A long time ago, a laptop was a basic thing, and you could pretty much run one just by hooking up a power supply to the battery contacts. A modern MacBook is altogether fussier. However, when [Christophe] was stuck in the midst of a 2020 lockdown with no parts available, he found a way to get his damaged MacBook up and running without a battery.
The problem was brought about by a failing battery in the MacBook Pro 13″ from mid-2018, which swelled up and deformed the laptop’s case. Parts were unavailable, and the MacBook wouldn’t run at full speed without a battery fitted. That’s because with no battery present, the MacBook would send a BD_PROCHOT signal to the Intel CPU, telling it to slow down due to overheating, even when the chip was cool.
To get around the problem, [Christophe] used a tool called CPUTune. It allows fiddling with the various CPU settings of a MacBook. He deactivated the BD_PROCHOT signal, and also the CPU’s Turbo Boost feature. This ended the worst of the thermal throttling, and enabled semi-normal use of the machine.
It’s unclear why Apple would throttle the CPU with the battery disconnected. [Christophe]’s workaround got him back up and working again in the midst of a difficult period, regardless. We’ve seen some other great Macbook hacks before too, like this amazing save from serious water damage!
Thanks to [donaldcuckman] for the tip!]
Pretty clear why they would throttle – obviously the worst case current peaks can’t be supplied by the AC psu alone (I think the 13” came with a 60W brick). Max CPU/GPU max display brightness, peak USB load, etc.
Could they have done a pile of extra work to work out which cases could be supported without a battery? Maybe. But that’s not exactly the normal use case for a laptop
I agree on the peak current spikes, maybe it’s just a cheap hack Apple threw in there expecting this to never happen. But to clarify on the purpose of the battery:
It’s my belief that a laptop should run at maxed out CPU and GPU and maintain a full battery when plugged in using the original charger. The charger should be enough to run the laptop, and have enough power left over to charge the battery as well.
Like in a gas powered car, the battery only starts the engine. The alternator provides enough power from the engine to run all the electrical needs, plus have enough left over to charge the battery.
Apple also got excoriated on the iPhone for secretly throttling it as the battery aged, ostensibly to prevent it from browning out but really to push users to upgrade. It totally makes sense that they would pull the same shenanigans on the macbook.
“Ostensibly”? You know how large the current peaks can be there, and how battery internal resistance rises over time? There are no easy solutions. Sure you can pretend the problem isn’t there like some other vendors, but iPhones last a long time (both in support and in value: they hold their value for far longer than other brands, see eBay) so battery aging is a real issue.

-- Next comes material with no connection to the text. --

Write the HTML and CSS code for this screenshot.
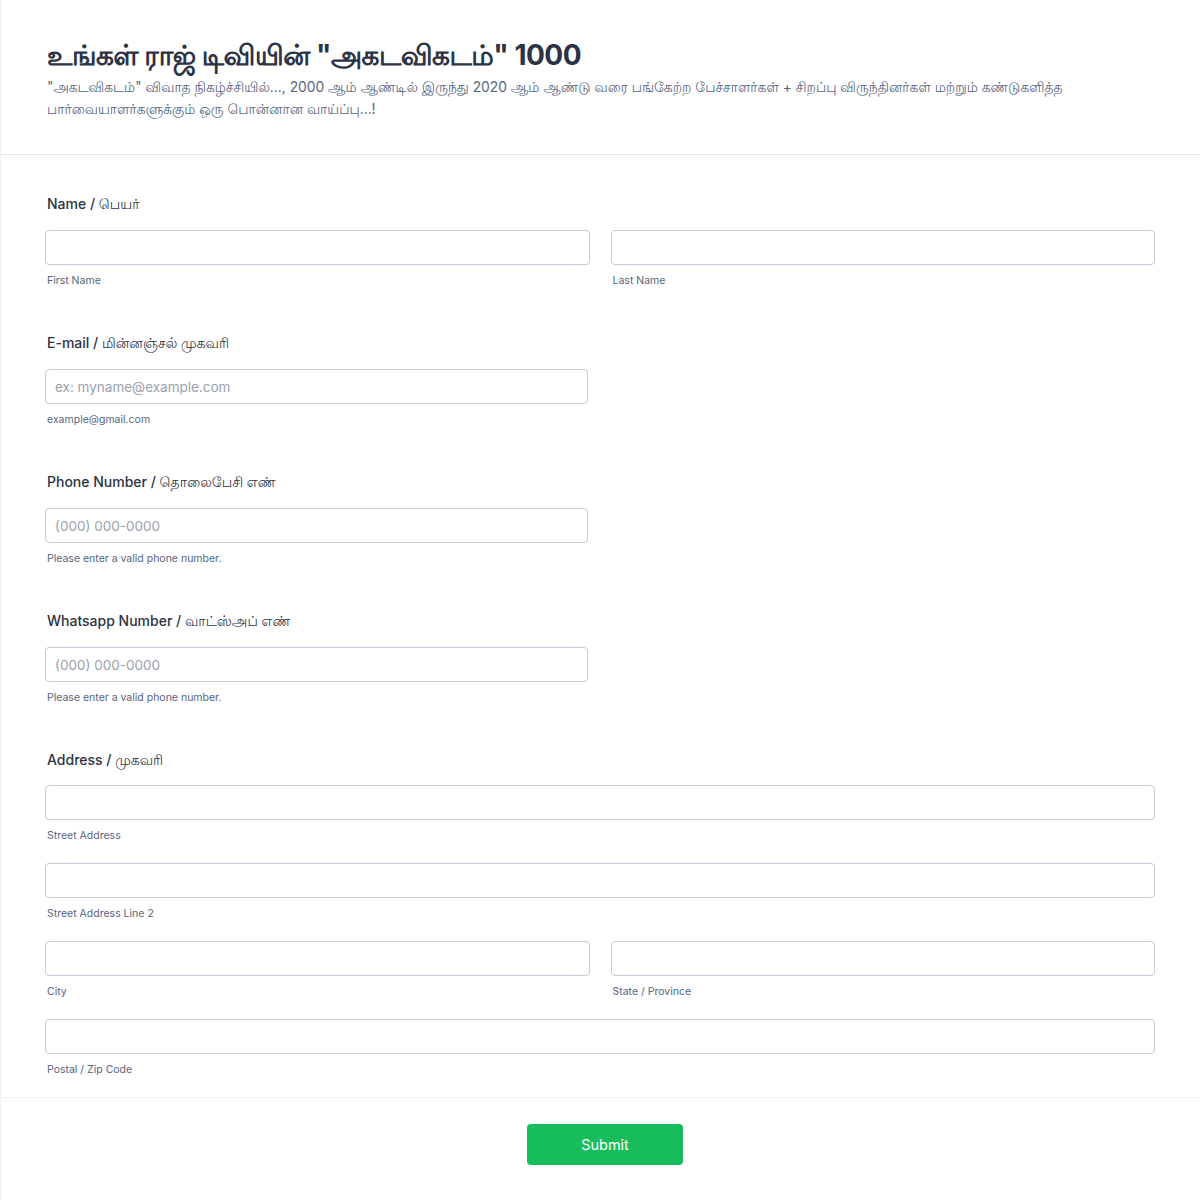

Better to have a phone slow down than brown out during a current peak during a 911 call.
Cell phones radios peak at 2A draws (for milliseconds) all by itself. The power spikes are huge, and adding capacitors to ride through it are not really an option unless you want a bigger phone.
Some Thinkpad models have this issue as well– it would hold the processor at a low speed (1.2GHz) if the 65w charger is used and no battery is installed. The solution is to use the 90w charger.
Yep, all T420/430 X220/230 do this. The solution is to run ThrottleStop :) at least the X220/230 run fine on 65W charger and running a program was easier for me than soldering a resistor to fake 90W psu :P
My 2012 Macbook can technically do that, at 100% util it supplies 50W to GPU and 35W to CPU, but the drain of the screen backlight and peripherals could drain a couple of % an hour as the charger only does 85W.
The only time I ever experienced that happening was running Far Cry Blood Dragon with both fans pinned to 100%, dual spinning hard disks, 8ohm headphones, mouse and external backlit keyboard. In real world use it’s very unlikely that you can truly sustain 100% utilisation on both CPU & GPU.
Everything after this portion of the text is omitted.